Did you approach him, or did someone suggest him for doing this?

No, I approached him. Yeah, I wanted to have him on the album. I’d been thinking about it for quite a while, and I wanted him to do a spoken word piece and some beatboxing, so yeah it was cool, and he was keen — it was great. I kept running into him in various places, like the airport, and conferences, and I was like, “I want to have you on my next album!” and so it finally came together.

 

The song “Ex-Junkie Boyfriend” reflects on a much younger you and the guy you were living with. Obviously you’ve changed a lot since then. If you could give the you in that song three pieces of advice, what would they be?
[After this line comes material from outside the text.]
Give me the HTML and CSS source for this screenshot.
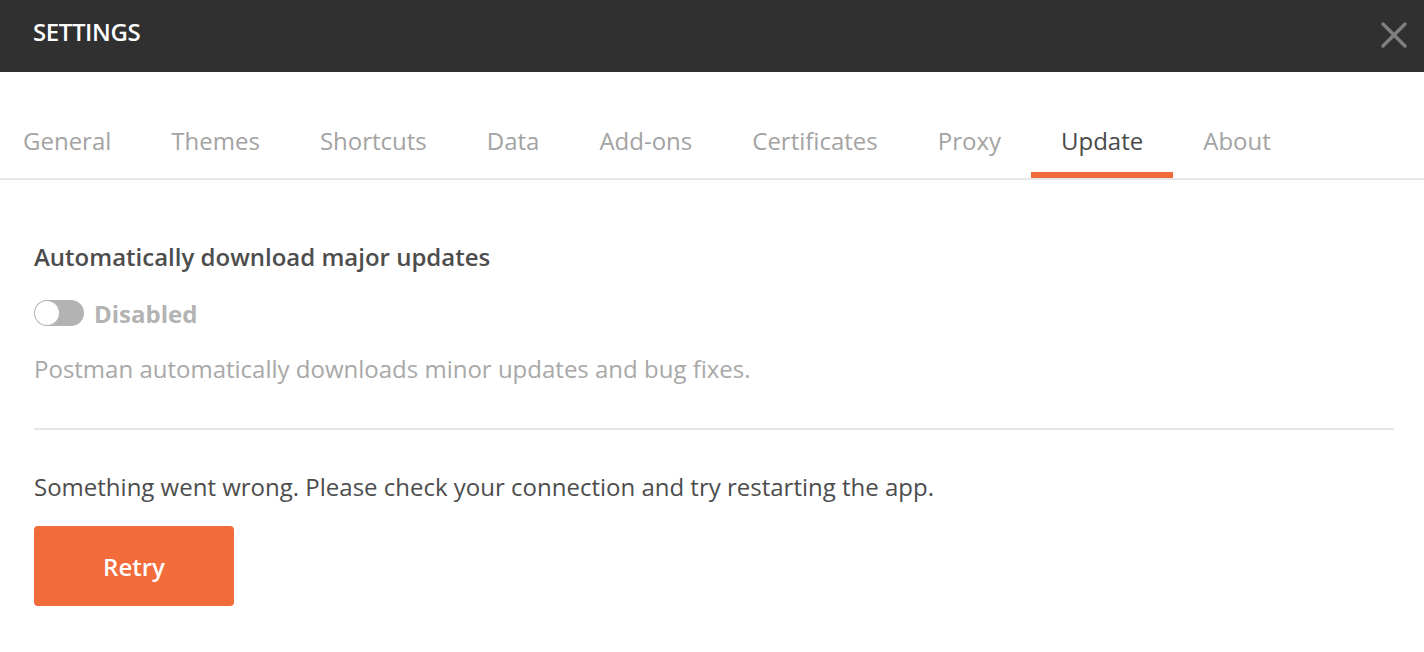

I don’t think I would give myself any advice, because I did exactly what I needed to be doing at the time. I don’t regret being with him. I learned a lot in that relationship about myself. He was, y’know, besides the drugs and some of the stuff, we did have some fun. He taught me a lot about living on the coast, about Vancouver, about some books that I thought were interesting and I didn’t know anything about.

I [believe] that we have to go through what we have to go through, and to go back and change something, if I could, I don’t know if I would because I needed to go through that stuff with him in order to understand what I wanted and didn’t want in my life. I always think that relationships are for learning about ourselves and about how to become better people in the world, and I was really young at the time. I was in my early 20’s. I was having fun! I wanted to do the drugs, too, sure! But it got to a point where it was like, “this is not what I want to be doing anymore.”

I learned a lot about myself, and I learned a lot about how I look to other people for my own sense of self, and that was when I was starting to realize that I was doing that in relationships with men. That it was me trying to cultivate a sense of self and some self-confidence through them not on my own, so yeah. My advice? I don’t have any for myself back then. It brought me to where I am today, it gave me a great song, and I don’t regret it.